_Records provided_.
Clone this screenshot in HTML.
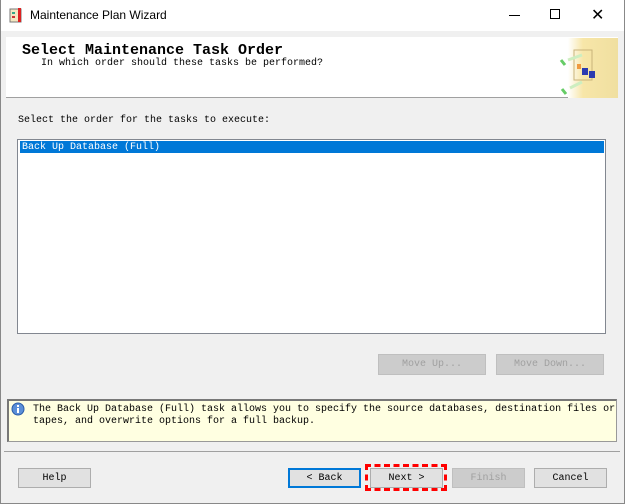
<!DOCTYPE html>
<html><head><style>
*{margin:0;padding:0;box-sizing:border-box}
body{width:625px;height:504px;background:#f0f0f0;position:relative;overflow:hidden;font-family:"Liberation Mono","Noto Sans CJK SC",monospace;font-size:10px;color:#000}
.a{position:absolute}
.btn{position:absolute;height:20px;background:#e1e1e1;border:1px solid #adadad;text-align:center;line-height:19px;font-size:10px}
.dis{color:#a0a0a0;background:#cccccc;border-color:#bfbfbf}
</style></head><body>
<div class="a" style="left:0;top:0;width:625px;height:31px;background:#fff;border-left:1px solid #888;border-right:1px solid #888"></div>
<svg class="a" style="left:8px;top:7px" width="16" height="16"><rect x="2" y="2" width="11" height="13" fill="#f4e7c0" stroke="#777"/><rect x="4" y="5" width="3" height="2" fill="#3a8"/><rect x="4" y="9" width="3" height="2" fill="#c33"/><rect x="10" y="1" width="3" height="14" fill="#d22"/></svg>
<div class="a" style="left:30px;top:8px;font-family:'Liberation Sans',sans-serif;font-size:12px">Maintenance Plan Wizard</div>
<div class="a" style="left:509px;top:15px;width:11px;height:1px;background:#000"></div>
<div class="a" style="left:550px;top:9px;width:10px;height:10px;border:1px solid #000"></div>
<div class="a" style="left:591px;top:5px;font-family:'Liberation Sans',sans-serif;font-size:16px;font-weight:300">✕</div>
<div class="a" style="left:0;top:31px;width:1px;height:473px;background:#888"></div>
<div class="a" style="left:624px;top:31px;width:1px;height:473px;background:#888"></div>
<div class="a" style="left:6px;top:37px;width:612px;height:61px;background:#fff;border-bottom:1px solid #a0a0a0"></div>
<div class="a" style="left:22px;top:42px;font-size:15px;font-weight:bold">Select Maintenance Task Order</div>
<div class="a" style="left:41px;top:58px">In which order should these tasks be performed?</div>
<svg class="a" style="left:556px;top:38px" width="62" height="60"><defs><linearGradient id="g" x1="0" x2="1"><stop offset="0" stop-color="#fff"/><stop offset="0.3" stop-color="#f7e6a8"/><stop offset="1" stop-color="#f0dfa0"/></linearGradient></defs><rect x="12" y="0" width="50" height="60" fill="url(#g)"/><rect x="18" y="12" width="18" height="30" fill="none" stroke="#c9b37a"/><rect x="26" y="30" width="6" height="7" fill="#2b3bb0"/><rect x="33" y="33" width="6" height="7" fill="#2b3bb0"/><rect x="21" y="26" width="4" height="5" fill="#f09a40"/><path d="M5 22 L9 27 M6 51 L10 56" stroke="#6c6" stroke-width="3"/><path d="M12 22 L26 17 M14 50 L26 44" stroke="#cdeec0" stroke-width="3"/></svg>
<div class="a" style="left:18px;top:115px">Select the order for the tasks to execute:</div>
<div class="a" style="left:17px;top:139px;width:589px;height:195px;background:#fff;border:1px solid #828790"></div>
<div class="a" style="left:20px;top:141px;width:584px;height:12px;background:#0078d7;color:#fff;line-height:13px;padding-left:2px">Back Up Database (Full)</div>
<div class="btn dis" style="left:378px;top:354px;width:108px;height:21px;line-height:20px">Move Up...</div>
<div class="btn dis" style="left:496px;top:354px;width:108px;height:21px;line-height:20px">Move Down...</div>
<div class="a" style="left:7px;top:399px;width:610px;height:43px;background:#ffffe1;border:1px solid #999;border-left:2px solid #777;border-top:2px solid #777"></div>
<svg class="a" style="left:11px;top:402px" width="14" height="14"><circle cx="7" cy="7" r="6" fill="#5b8fd8" stroke="#2a5ca8"/><rect x="6" y="6" width="2" height="5" fill="#fff"/><rect x="6" y="3" width="2" height="2" fill="#fff"/></svg>
<div class="a" style="left:33px;top:404px;line-height:12px">The Back Up Database (Full) task allows you to specify the source databases, destination files or<br>tapes, and overwrite options for a full backup.</div>
<div class="a" style="left:4px;top:451px;width:616px;height:1px;background:#a0a0a0"></div>
<div class="btn" style="left:18px;top:468px;width:73px">Help</div>
<div class="btn" style="left:288px;top:468px;width:73px;border:2px solid #0078d7;line-height:17px">&lt; Back</div>
<div class="btn" style="left:370px;top:468px;width:73px">Next &gt;</div>
<div class="a" style="left:365px;top:464px;width:82px;height:27px;border:3px dashed #f00"></div>
<div class="btn dis" style="left:452px;top:468px;width:73px">Finish</div>
<div class="btn" style="left:534px;top:468px;width:73px">Cancel</div>
<div class="a" style="left:0;top:503px;width:625px;height:1px;background:#888"></div>
</body></html>
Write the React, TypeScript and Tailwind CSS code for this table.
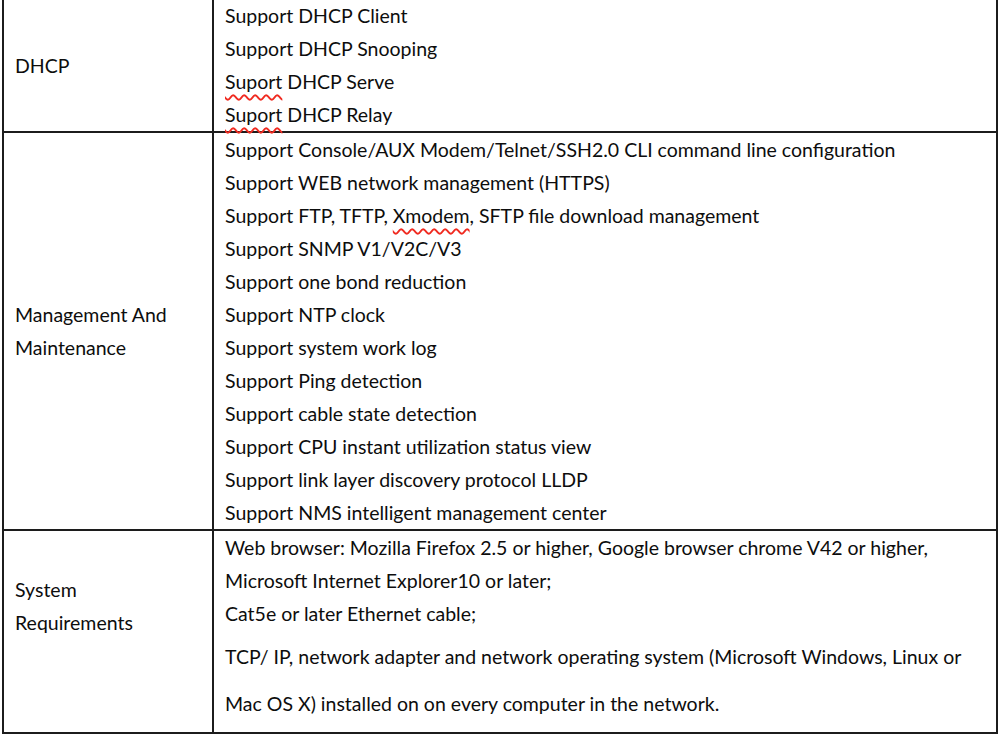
import type { ReactNode } from 'react';

function Typo({ children }: { children: ReactNode }) {
  return (
    <span className="underline decoration-wavy decoration-[#f02a20] decoration-[1.5px] underline-offset-[5px]">
      {children}
    </span>
  );
}

const management = [
  'Support Console/AUX Modem/Telnet/SSH2.0 CLI command line configuration',
  'Support WEB network management (HTTPS)',
  null,
  'Support SNMP V1/V2C/V3',
  'Support one bond reduction',
  'Support NTP clock',
  'Support system work log',
  'Support Ping detection',
  'Support cable state detection',
  'Support CPU instant utilization status view',
  'Support link layer discovery protocol LLDP',
  'Support NMS intelligent management center',
];

export default function App() {
  return (
    <div className="h-[735px] w-[1000px] bg-white font-['Lato','Noto_Sans',sans-serif] text-[19.5px] text-[#0d0d0d]">
      <div className="ml-[2px] w-[996px] border-x-2 border-b-2 border-[#1c1c1c]">
        {/* DHCP */}
        <div className="flex h-[133px] border-b-2 border-[#1c1c1c]">
          <div className="flex w-[210px] items-center border-r-2 border-[#1c1c1c] pl-[11px]">DHCP</div>
          <div className="flex-1 pl-[11px] leading-[33px]">
            <div className="-mt-px">Support DHCP Client</div>
            <div>Support DHCP Snooping</div>
            <div>
              <Typo>Suport</Typo> DHCP Serve
            </div>
            <div>
              <Typo>Suport</Typo> DHCP Relay
            </div>
          </div>
        </div>

        {/* Management */}
        <div className="flex h-[398px] border-b-2 border-[#1c1c1c]">
          <div className="flex w-[210px] items-center border-r-2 border-[#1c1c1c] pl-[11px] leading-[33px]">
            <div>
              Management And
              <br />
              Maintenance
            </div>
          </div>
          <div className="flex-1 pl-[11px] leading-[33px]">
            {management.map((line, i) =>
              line ? (
                <div key={i}>{line}</div>
              ) : (
                <div key={i}>
                  Support FTP, TFTP, <Typo>Xmodem</Typo>, SFTP file download management
                </div>
              ),
            )}
          </div>
        </div>

        {/* System requirements */}
        <div className="flex h-[201px]">
          <div className="w-[210px] border-r-2 border-[#1c1c1c] pl-[11px] pt-[42px] leading-[33px]">
            System
            <br />
            Requirements
          </div>
          <div className="flex-1 pl-[11px]">
            <div className="leading-[33px]">
              <div>Web browser: Mozilla Firefox 2.5 or higher, Google browser chrome V42 or higher,</div>
              <div>Microsoft Internet Explorer10 or later;</div>
              <div>Cat5e or later Ethernet cable;</div>
            </div>
            <div className="mt-[3px] leading-[47px]">
              <div>TCP/ IP, network adapter and network operating system (Microsoft Windows, Linux or</div>
              <div>Mac OS X) installed on on every computer in the network.</div>
            </div>
          </div>
        </div>
      </div>
    </div>
  );
}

_Exercise_. Transcribe the records above exactly, leaving out every picture.

_Solution for this task_.
Clone this screenshot in HTML.
<!DOCTYPE html>
<html><head><style>
*{margin:0;padding:0;box-sizing:border-box}
body{width:625px;height:504px;background:#f0f0f0;position:relative;overflow:hidden;font-family:"Liberation Mono","Noto Sans CJK SC",monospace;font-size:10px;color:#000}
.a{position:absolute}
.btn{position:absolute;height:20px;background:#e1e1e1;border:1px solid #adadad;text-align:center;line-height:19px;font-size:10px}
.dis{color:#a0a0a0;background:#cccccc;border-color:#bfbfbf}
</style></head><body>
<div class="a" style="left:0;top:0;width:625px;height:31px;background:#fff;border-left:1px solid #888;border-right:1px solid #888"></div>
<svg class="a" style="left:8px;top:7px" width="16" height="16"><rect x="2" y="2" width="11" height="13" fill="#f4e7c0" stroke="#777"/><rect x="4" y="5" width="3" height="2" fill="#3a8"/><rect x="4" y="9" width="3" height="2" fill="#c33"/><rect x="10" y="1" width="3" height="14" fill="#d22"/></svg>
<div class="a" style="left:30px;top:8px;font-family:'Liberation Sans',sans-serif;font-size:12px">Maintenance Plan Wizard</div>
<div class="a" style="left:509px;top:15px;width:11px;height:1px;background:#000"></div>
<div class="a" style="left:550px;top:9px;width:10px;height:10px;border:1px solid #000"></div>
<div class="a" style="left:591px;top:5px;font-family:'Liberation Sans',sans-serif;font-size:16px;font-weight:300">✕</div>
<div class="a" style="left:0;top:31px;width:1px;height:473px;background:#888"></div>
<div class="a" style="left:624px;top:31px;width:1px;height:473px;background:#888"></div>
<div class="a" style="left:6px;top:37px;width:612px;height:61px;background:#fff;border-bottom:1px solid #a0a0a0"></div>
<div class="a" style="left:22px;top:42px;font-size:15px;font-weight:bold">Select Maintenance Task Order</div>
<div class="a" style="left:41px;top:58px">In which order should these tasks be performed?</div>
<svg class="a" style="left:556px;top:38px" width="62" height="60"><defs><linearGradient id="g" x1="0" x2="1"><stop offset="0" stop-color="#fff"/><stop offset="0.3" stop-color="#f7e6a8"/><stop offset="1" stop-color="#f0dfa0"/></linearGradient></defs><rect x="12" y="0" width="50" height="60" fill="url(#g)"/><rect x="18" y="12" width="18" height="30" fill="none" stroke="#c9b37a"/><rect x="26" y="30" width="6" height="7" fill="#2b3bb0"/><rect x="33" y="33" width="6" height="7" fill="#2b3bb0"/><rect x="21" y="26" width="4" height="5" fill="#f09a40"/><path d="M5 22 L9 27 M6 51 L10 56" stroke="#6c6" stroke-width="3"/><path d="M12 22 L26 17 M14 50 L26 44" stroke="#cdeec0" stroke-width="3"/></svg>
<div class="a" style="left:18px;top:115px">Select the order for the tasks to execute:</div>
<div class="a" style="left:17px;top:139px;width:589px;height:195px;background:#fff;border:1px solid #828790"></div>
<div class="a" style="left:20px;top:141px;width:584px;height:12px;background:#0078d7;color:#fff;line-height:13px;padding-left:2px">Back Up Database (Full)</div>
<div class="btn dis" style="left:378px;top:354px;width:108px;height:21px;line-height:20px">Move Up...</div>
<div class="btn dis" style="left:496px;top:354px;width:108px;height:21px;line-height:20px">Move Down...</div>
<div class="a" style="left:7px;top:399px;width:610px;height:43px;background:#ffffe1;border:1px solid #999;border-left:2px solid #777;border-top:2px solid #777"></div>
<svg class="a" style="left:11px;top:402px" width="14" height="14"><circle cx="7" cy="7" r="6" fill="#5b8fd8" stroke="#2a5ca8"/><rect x="6" y="6" width="2" height="5" fill="#fff"/><rect x="6" y="3" width="2" height="2" fill="#fff"/></svg>
<div class="a" style="left:33px;top:404px;line-height:12px">The Back Up Database (Full) task allows you to specify the source databases, destination files or<br>tapes, and overwrite options for a full backup.</div>
<div class="a" style="left:4px;top:451px;width:616px;height:1px;background:#a0a0a0"></div>
<div class="btn" style="left:18px;top:468px;width:73px">Help</div>
<div class="btn" style="left:288px;top:468px;width:73px;border:2px solid #0078d7;line-height:17px">&lt; Back</div>
<div class="btn" style="left:370px;top:468px;width:73px">Next &gt;</div>
<div class="a" style="left:365px;top:464px;width:82px;height:27px;border:3px dashed #f00"></div>
<div class="btn dis" style="left:452px;top:468px;width:73px">Finish</div>
<div class="btn" style="left:534px;top:468px;width:73px">Cancel</div>
<div class="a" style="left:0;top:503px;width:625px;height:1px;background:#888"></div>
</body></html>
Write the React, TypeScript and Tailwind CSS code for this table.
import type { ReactNode } from 'react';

function Typo({ children }: { children: ReactNode }) {
  return (
    <span className="underline decoration-wavy decoration-[#f02a20] decoration-[1.5px] underline-offset-[5px]">
      {children}
    </span>
  );
}

const management = [
  'Support Console/AUX Modem/Telnet/SSH2.0 CLI command line configuration',
  'Support WEB network management (HTTPS)',
  null,
  'Support SNMP V1/V2C/V3',
  'Support one bond reduction',
  'Support NTP clock',
  'Support system work log',
  'Support Ping detection',
  'Support cable state detection',
  'Support CPU instant utilization status view',
  'Support link layer discovery protocol LLDP',
  'Support NMS intelligent management center',
];

export default function App() {
  return (
    <div className="h-[735px] w-[1000px] bg-white font-['Lato','Noto_Sans',sans-serif] text-[19.5px] text-[#0d0d0d]">
      <div className="ml-[2px] w-[996px] border-x-2 border-b-2 border-[#1c1c1c]">
        {/* DHCP */}
        <div className="flex h-[133px] border-b-2 border-[#1c1c1c]">
          <div className="flex w-[210px] items-center border-r-2 border-[#1c1c1c] pl-[11px]">DHCP</div>
          <div className="flex-1 pl-[11px] leading-[33px]">
            <div className="-mt-px">Support DHCP Client</div>
            <div>Support DHCP Snooping</div>
            <div>
              <Typo>Suport</Typo> DHCP Serve
            </div>
            <div>
              <Typo>Suport</Typo> DHCP Relay
            </div>
          </div>
        </div>

        {/* Management */}
        <div className="flex h-[398px] border-b-2 border-[#1c1c1c]">
          <div className="flex w-[210px] items-center border-r-2 border-[#1c1c1c] pl-[11px] leading-[33px]">
            <div>
              Management And
              <br />
              Maintenance
            </div>
          </div>
          <div className="flex-1 pl-[11px] leading-[33px]">
            {management.map((line, i) =>
              line ? (
                <div key={i}>{line}</div>
              ) : (
                <div key={i}>
                  Support FTP, TFTP, <Typo>Xmodem</Typo>, SFTP file download management
                </div>
              ),
            )}
          </div>
        </div>

        {/* System requirements */}
        <div className="flex h-[201px]">
          <div className="w-[210px] border-r-2 border-[#1c1c1c] pl-[11px] pt-[42px] leading-[33px]">
            System
            <br />
            Requirements
          </div>
          <div className="flex-1 pl-[11px]">
            <div className="leading-[33px]">
              <div>Web browser: Mozilla Firefox 2.5 or higher, Google browser chrome V42 or higher,</div>
              <div>Microsoft Internet Explorer10 or later;</div>
              <div>Cat5e or later Ethernet cable;</div>
            </div>
            <div className="mt-[3px] leading-[47px]">
              <div>TCP/ IP, network adapter and network operating system (Microsoft Windows, Linux or</div>
              <div>Mac OS X) installed on on every computer in the network.</div>
            </div>
          </div>
        </div>
      </div>
    </div>
  );
}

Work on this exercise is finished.